Neuhaus: Das wäre mein Weg gewesen. Ich bin da aber nicht ganz unglücklich drüber. Nicht nur, weil danach viele Jahre positiv für mich gelaufen sind. Ich denke da an Afghanistan. Der Hubschrauber, mit dem wir geflogen sind, den wir repariert haben, die waren dort im Einsatz. Ich wüsste nicht, ob ich darauf Lust gehabt hätte. Es gab da auch ein komisches Gefühl. An meinem Geburtstag, ich glaube kurz vor Ende der Bundeswehrzeit, ist so ein Hubschrauber abgestürzt. Es gab sieben oder acht Tote. An dem Hubschrauber hatte ich kurz vorher gearbeitet. Es fanden Ermittlungen und Befragungen statt.

Bei den Spielen wirken Sie unglaublich ausgeglichen. Ganz selten sieht man Uwe Neuhaus himmelhochjauchzend oder zu Tode betrübt. Trainieren Sie das, ist das angeboren?

Neuhaus: Das trainiere ich seit 30 Jahren. Man hat am Anfang Vorstellungen, wie man sich verhalten will. Wenn man mal einen Meter nach links oder rechts ausbricht ist das völlig normal. Aber nach so einer langen Zeit muss man seine Endversion erreicht haben.

Wie schalten Sie vom Fußball ab?

Neuhaus: Grundsätzlich hilft Urlaub machen. Danach ist die geistige Frische zu 100 Prozent da. In den letzten 18 von 20 Jahren war es aber nicht so. Man bekommt nie den Abstand. Und irgendwann verliert man die Sicht für die Dinge, um sie neutraler zu bewerten. Ein bisschen Abstand würde die Qualität der Arbeit sicher erhöhen. Und für mich ist es wichtig, dass ich gut schlafe. Ich schlafe zwar nicht lange, aber wenn ich mich hinlege, dann sind es drei Minuten, dann bin ich im Reich der Träume. Ich muss nicht lange über den Tag nachdenken. Das ist wichtig, um nicht auch nachts noch beschäftigt zu werden.

Ist Ihre Frau auch Ratgeberin für Sie, oder spielt das Thema Fußball zuhause keine Rolle?

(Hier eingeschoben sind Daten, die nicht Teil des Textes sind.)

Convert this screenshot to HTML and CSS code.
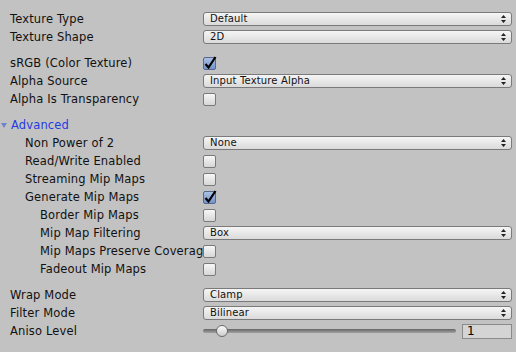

Neuhaus: Sie versucht es immer wieder. Häufig frage ich sie: Warum nimmst du immer die Gegenseite ein? Sie verteidigt oft die anderen. Aber vielleicht habe ich dadurch mal den Blick von der anderen Seite, um für mich wieder ein besseres Bild zu haben. Sie ist kein Ratgeber in sportlichen Dingen, aber natürlich sprechen wir über Sachen, die hier passiert sind.

Gab es in der Vergangenheit mal Phasen in denen Sie gedacht haben: Jetzt reicht es?

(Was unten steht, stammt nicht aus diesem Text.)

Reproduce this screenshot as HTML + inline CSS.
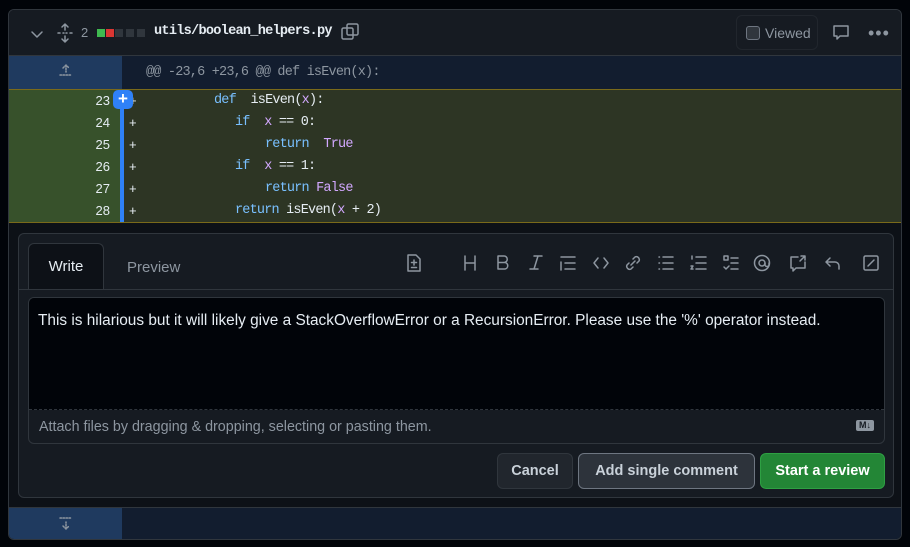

Neuhaus: Nach sieben Jahren bei Union konnte ich mir vorstellen, ein Jahr auszusetzen. Nach Dresden gab es relativ schnell Kontakte zu anderen Vereinen. Da habe ich aber gesagt, dass ich noch Abstand brauche. Ein Verein braucht meine hundertprozentige Überzeugung und Kraft. Und die Mannschaft würde es merken, wenn ich nur halbherzig dabei bin.

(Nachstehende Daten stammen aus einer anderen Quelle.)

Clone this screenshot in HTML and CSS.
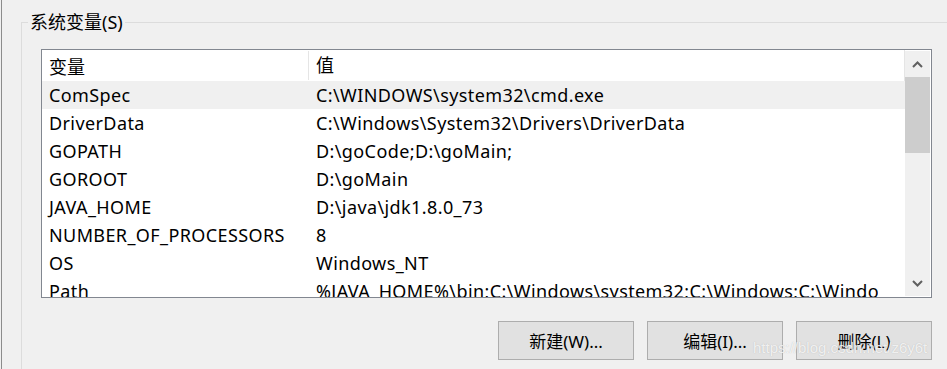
FILE: index.html
```html
<!DOCTYPE html>
<html lang="zh-CN">

<head>
    <meta charset="UTF-8">
    <title>系统变量</title>
    <link rel="stylesheet" href="styles.css">
</head>

<body>

    <div class="page">
        <div class="group">
            <div class="group-title">系统变量(S)</div>

            <div class="listbox">
                <div class="list">
                    <div class="row head">
                        <div class="col name">变量</div>
                        <div class="col value">值</div>
                    </div>
                    <div class="row hover">
                        <div class="col name">ComSpec</div>
                        <div class="col value">C:\WINDOWS\system32\cmd.exe</div>
                    </div>
                    <div class="row">
                        <div class="col name">DriverData</div>
                        <div class="col value">C:\Windows\System32\Drivers\DriverData</div>
                    </div>
                    <div class="row">
                        <div class="col name">GOPATH</div>
                        <div class="col value">D:\goCode;D:\goMain;</div>
                    </div>
                    <div class="row">
                        <div class="col name">GOROOT</div>
                        <div class="col value">D:\goMain</div>
                    </div>
                    <div class="row">
                        <div class="col name">JAVA_HOME</div>
                        <div class="col value">D:\java\jdk1.8.0_73</div>
                    </div>
                    <div class="row">
                        <div class="col name">NUMBER_OF_PROCESSORS</div>
                        <div class="col value">8</div>
                    </div>
                    <div class="row">
                        <div class="col name">OS</div>
                        <div class="col value">Windows_NT</div>
                    </div>
                    <div class="row">
                        <div class="col name">Path</div>
                        <div class="col value">%JAVA_HOME%\bin;C:\Windows\system32;C:\Windows;C:\Windows\System32\Wbem</div>
                    </div>
                </div>

                <div class="scrollbar">
                    <div class="arrow">
                        <svg width="11" height="7" viewBox="0 0 11 7"><polyline points="1,6 5.5,1.5 10,6" fill="none" stroke="#606060" stroke-width="2"/></svg>
                    </div>
                    <div class="thumb"></div>
                    <div class="track"></div>
                    <div class="arrow">
                        <svg width="11" height="7" viewBox="0 0 11 7"><polyline points="1,1 5.5,5.5 10,1" fill="none" stroke="#606060" stroke-width="2"/></svg>
                    </div>
                </div>
            </div>

            <div class="buttons">
                <button>新建(W)...</button>
                <button>编辑(I)...</button>
                <button>删除(L)</button>
            </div>
        </div>
    </div>

    <div class="watermark">https://blog.csdn.net/z6y6t</div>

</body>

</html>
```

FILE: styles.css
```css
html,
body {
    height: 100%;
    margin: 0;
}

body {
    background: #f0f0f0;
    font-family: "Noto Sans", "Noto Sans CJK SC", sans-serif;
    font-size: 18px;
    letter-spacing: 0.4px;
    color: #000;
    padding-left: 1px;
    box-sizing: border-box;
    overflow: hidden;
}

.page {
    height: 100%;
    border-left: 1px solid #8c8c8c;
    padding-left: 19px;
    padding-top: 22px;
    box-sizing: border-box;
}

.group {
    border-top: 1px solid #dcdcdc;
    border-left: 1px solid #dcdcdc;
    height: 100%;
}

.group-title {
    width: max-content;
    margin-top: -12px;
    margin-left: 6px;
    padding: 0 2px;
    background: #f0f0f0;
    line-height: 22px;
    letter-spacing: 0;
}

.listbox {
    display: flex;
    width: 891px;
    height: 249px;
    box-sizing: border-box;
    margin-top: 16px;
    margin-left: 19px;
    border: 1px solid #828790;
    padding: 0 1px 0 0;
    background: #fff;
    overflow: hidden;
}

.list {
    flex: 1;
    overflow: hidden;
}

.row {
    display: flex;
    height: 28px;
    align-items: center;
    white-space: nowrap;
}

.row.head {
    height: 31px;
    border-right: 1px solid #e5e5e5;
}

.row.hover {
    background: #f0f0f0;
}

.col {
    overflow: hidden;
}

.col.name {
    width: 266px;
    padding-left: 7px;
    box-sizing: border-box;
    flex-shrink: 0;
}

.col.value {
    flex: 0 0 562px;
    padding-left: 8px;
}

.head .col.name {
    letter-spacing: 0;
}

.head .col.value {
    flex: 1;
    border-left: 1px solid #e5e5e5;
    padding-left: 7px;
    line-height: 29px;
}

.scrollbar {
    width: 25px;
    margin-top: 1px;
    margin-bottom: 1px;
    background: #f0f0f0;
    display: flex;
    flex-direction: column;
}

.arrow {
    height: 26px;
    display: flex;
    justify-content: center;
    align-items: center;
}

.thumb {
    height: 76px;
    background: #cdcdcd;
}

.track {
    flex: 1;
}

.buttons {
    display: flex;
    gap: 13px;
    justify-content: flex-end;
    width: 910px;
    margin-top: 23px;
}

button {
    width: 136px;
    height: 39px;
    background: #e1e1e1;
    border: 1px solid #adadad;
    font-family: "Noto Sans", "Noto Sans CJK SC", sans-serif;
    font-size: 17px;
    color: #000;
    padding: 0;
}

.watermark {
    position: absolute;
    left: 753px;
    top: 339px;
    font-family: "Liberation Sans", sans-serif;
    font-size: 15px;
    letter-spacing: 0;
    color: rgba(255, 255, 255, 0.8);
    text-shadow: 0 0 1px rgba(150, 150, 150, 0.6);
}
```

In Bielefeld ist eine Sehnsucht nach der Bundesliga vorhanden. Glauben Sie, dass Sie diese Sehnsucht hier erfüllen können?

Neuhaus: Ich habe auch noch Ziele. Als Spieler habe ich den Schritt in den Profibereich recht spät geschafft. Noch später habe ich dann die 1. Liga erreicht. Warum soll mir das als Trainer nicht gelingen? Das ist mein Ziel und das bleibt mein Ziel, solange bis es nicht mehr erfüllbar ist.

Sind Sie jemand, der Kontakte zu seinen Ex-Klubs pflegt oder muss man als Trainer manche Kontakte bewusst abbrechen, um sich auf eine neue Aufgabe einlassen zu können?

Neuhaus: Das muss man nicht. Ich bin einer, der nicht nur Social Media meidet, sondern auch meidet, viel zu schreiben. Diejenigen, die mich kennen, die wissen, dass ich mich nicht regelmäßig melde. Die mich mögen, die ich mag, die wissen das und die können auch mal ein halbes Jahr auf mich verzichten.

Und wenn sich Ihre Kinder melden, wie handhaben Sie das?

Neuhaus: Ausnahmen bestätigen die Regel.